Vice versa, a falling market will always lead to lower stock trading volume as investors become poorer and reduce their ability and willingness (due to poor experience) to buy risk assets.

However, the above definitions are purely academic. Ability and willingness to take risk, really, is subjective and varies for an investor sometimes even at different times of a day!

Nobody truly knows their willingness and ability to take risk until going through at least one bull and bear market cycle. Suitability tests on investments are just a rough gauge at best to determine one’s risk profile.

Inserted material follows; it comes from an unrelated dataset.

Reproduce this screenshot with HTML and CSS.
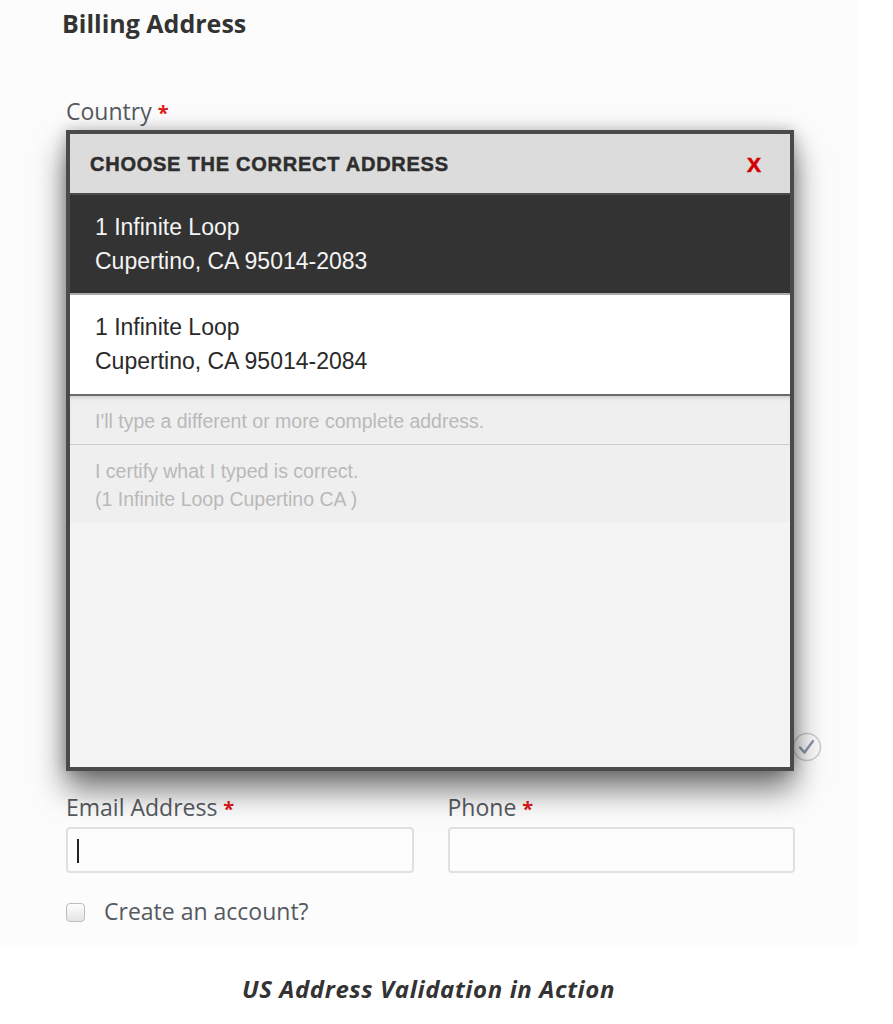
FILE: index.html
```html
<!DOCTYPE html>
<html lang="en">
<head>
<meta charset="utf-8">
<title>US Address Validation in Action</title>
<link rel="stylesheet" href="styles.css">
</head>
<body>
<div class="shot">
  <h2 class="title">Billing Address</h2>
  <div class="form">
    <div class="label">Country <span class="req">*</span></div>
    <div class="hidden-fields">
      <span class="check">
        <svg viewBox="0 0 30 30" width="30" height="30">
          <circle cx="15" cy="15" r="13.5" fill="none" stroke="#cfcfcf" stroke-width="1.6"/>
          <path d="M8 15.5 L12.5 20.5 L21 9" fill="none" stroke="#8b98a8" stroke-width="2.4" stroke-linecap="round" stroke-linejoin="round"/>
        </svg>
      </span>
    </div>
    <div class="modal">
      <div class="modal-head">
        <span class="modal-title">Choose the correct address</span>
        <span class="close">x</span>
      </div>
      <div class="addr addr-active">
        <div>1 Infinite Loop</div>
        <div>Cupertino, CA 95014-2083</div>
      </div>
      <div class="addr addr-plain">
        <div>1 Infinite Loop</div>
        <div>Cupertino, CA 95014-2084</div>
      </div>
      <div class="opt opt-first">I'll type a different or more complete address.</div>
      <div class="opt opt-second">
        <div>I certify what I typed is correct.</div>
        <div>(1 Infinite Loop Cupertino CA )</div>
      </div>
      <div class="modal-rest"></div>
    </div>
    <div class="pair">
      <div class="field">
        <div class="label">Email Address <span class="req">*</span></div>
        <div class="input"><span class="caret"></span></div>
      </div>
      <div class="field">
        <div class="label">Phone <span class="req">*</span></div>
        <div class="input"></div>
      </div>
    </div>
    <div class="cb-row">
      <span class="cb"></span>
      <span class="cb-text">Create an account?</span>
    </div>
  </div>
</div>
<p class="caption">US Address Validation in Action</p>
</body>
</html>
```

FILE: styles.css
```css
* { box-sizing: border-box; }

html, body {
  margin: 0;
  padding: 0;
  background: #ffffff;
}

.shot {
  position: relative;
  width: 857px;
  height: 945px;
  background: #fcfcfc;
  padding-top: 8px;
}

.title {
  margin: 0 0 0 62px;
  font-family: "Open Sans", "Liberation Sans", sans-serif;
  font-weight: 700;
  font-size: 25px;
  line-height: 30px;
  color: #333;
}

.form {
  padding: 59px 62px 0 66px;
}

.label {
  font-family: "Open Sans", "Liberation Sans", sans-serif;
  font-size: 23px;
  line-height: 28px;
  color: #555a60;
}

.req {
  color: #e0191c;
  font-weight: 700;
  font-size: 20px;
}

.hidden-fields {
  height: 666px;
  margin-right: -27px;
  display: flex;
  justify-content: flex-end;
  align-items: flex-end;
  padding-bottom: 31px;
}

.check {
  display: block;
  width: 30px;
  height: 30px;
}
.check svg { display: block; }

.modal {
  position: absolute;
  left: 66px;
  top: 130px;
  width: 728px;
  height: 641px;
  border: 4px solid #4a4a4a;
  background: #f4f4f4;
  display: flex;
  flex-direction: column;
  box-shadow: 0 18px 30px rgba(0, 0, 0, 0.55), 0 0 14px rgba(0, 0, 0, 0.22);
  font-family: "Liberation Sans", Arial, sans-serif;
}

.modal-head {
  height: 61px;
  background: #dcdcdc;
  border-bottom: 2px solid #4a4a4a;
  display: flex;
  align-items: center;
  justify-content: space-between;
  padding: 2px 29px 0 20px;
  text-transform: uppercase;
  font-weight: 700;
  color: #2e2e2e;
}

.modal-title {
  font-size: 20px;
  letter-spacing: 0.75px;
  -webkit-text-stroke: 0.5px #2e2e2e;
}

.close {
  font-size: 21px;
  color: #d40000;
  -webkit-text-stroke: 0.6px #d40000;
}

.addr {
  padding: 15px 25px 0;
  font-size: 23px;
  line-height: 34px;
}

.addr-active {
  height: 98px;
  background: #333333;
  color: #f4f4f4;
}

.addr-plain {
  height: 101px;
  background: #ffffff;
  color: #2a2a2a;
  border-top: 2px solid #a9a9a9;
  padding-top: 15px;
}

.opt {
  background: #efefef;
  color: #b9b9b9;
  font-size: 19.5px;
  padding-left: 25px;
}

.opt-first {
  height: 51px;
  border-top: 2px solid #6a6a6a;
  box-shadow: inset 0 4px 5px -3px rgba(0, 0, 0, 0.18);
  line-height: 47px;
  padding-top: 2px;
  border-bottom: 1px solid #cdcdcd;
}

.opt-second {
  height: 77px;
  line-height: 28px;
  padding-top: 12px;
}

.modal-rest {
  flex: 1;
  background: #f4f4f4;
}

.pair {
  display: grid;
  grid-template-columns: 1fr 1fr;
  column-gap: 34px;
}

.input {
  margin-top: 4px;
  height: 46px;
  border: 2px solid #e0e0e0;
  border-radius: 4px;
  background: #fdfdfd;
  padding: 10px 0 0 9px;
}

.caret {
  display: block;
  width: 2px;
  height: 24px;
  background: #222;
}

.cb-row {
  margin-top: 24px;
  display: flex;
  align-items: center;
  height: 28px;
}

.cb {
  width: 19px;
  height: 19px;
  margin-top: 2px;
  border: 1.5px solid #bdbdbd;
  border-radius: 4px;
  background: linear-gradient(#fdfdfd, #e4e4e4);
}

.cb-text {
  margin-left: 19px;
  font-family: "Open Sans", "Liberation Sans", sans-serif;
  font-size: 23px;
  line-height: 28px;
  color: #555a60;
}

.caption {
  width: 857px;
  margin: 29px 0 0;
  text-align: center;
  font-family: "Open Sans", Lato, sans-serif;
  font-style: italic;
  font-weight: 700;
  font-size: 24px;
  letter-spacing: 0.6px;
  line-height: 30px;
  color: #333;
}
```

This is the same concept for inflation figures. Our official figure for inflation is between 2%-4% over the past few years. However, the inflation figure is only true for us if we consume products in the exact same composition of the basket of goods used to calculate inflation.

In reality, every one’s inflation figure is subjective; by the same token, every individual’s risk profile is unique and cannot be measured using standard questionnaires.

The current bear market is into its 11th month. Till date I have reinvested all the dividends (for funds) and traded bank bonds (which have rallied due to risk aversion) to higher yielding bonds. At times, I do have regrets of not selling EVERYTHING at the peak (who doesn't!) and purchasing now instead. However, every bear market I experience will only reinforce my mindset to stomach risk, enhancing my willingness to take risk. It also serves as a test of my current portfolio's Value at Risk and its ability to resist market shocks like now. In fact I have a better idea of how my portfolio will behave during stressful market conditions.

Thus, in order to maximise your return on investment given your risk profile, stay invested in bear markets and lime me, you will know yourself better on your ability and willingness to take risk!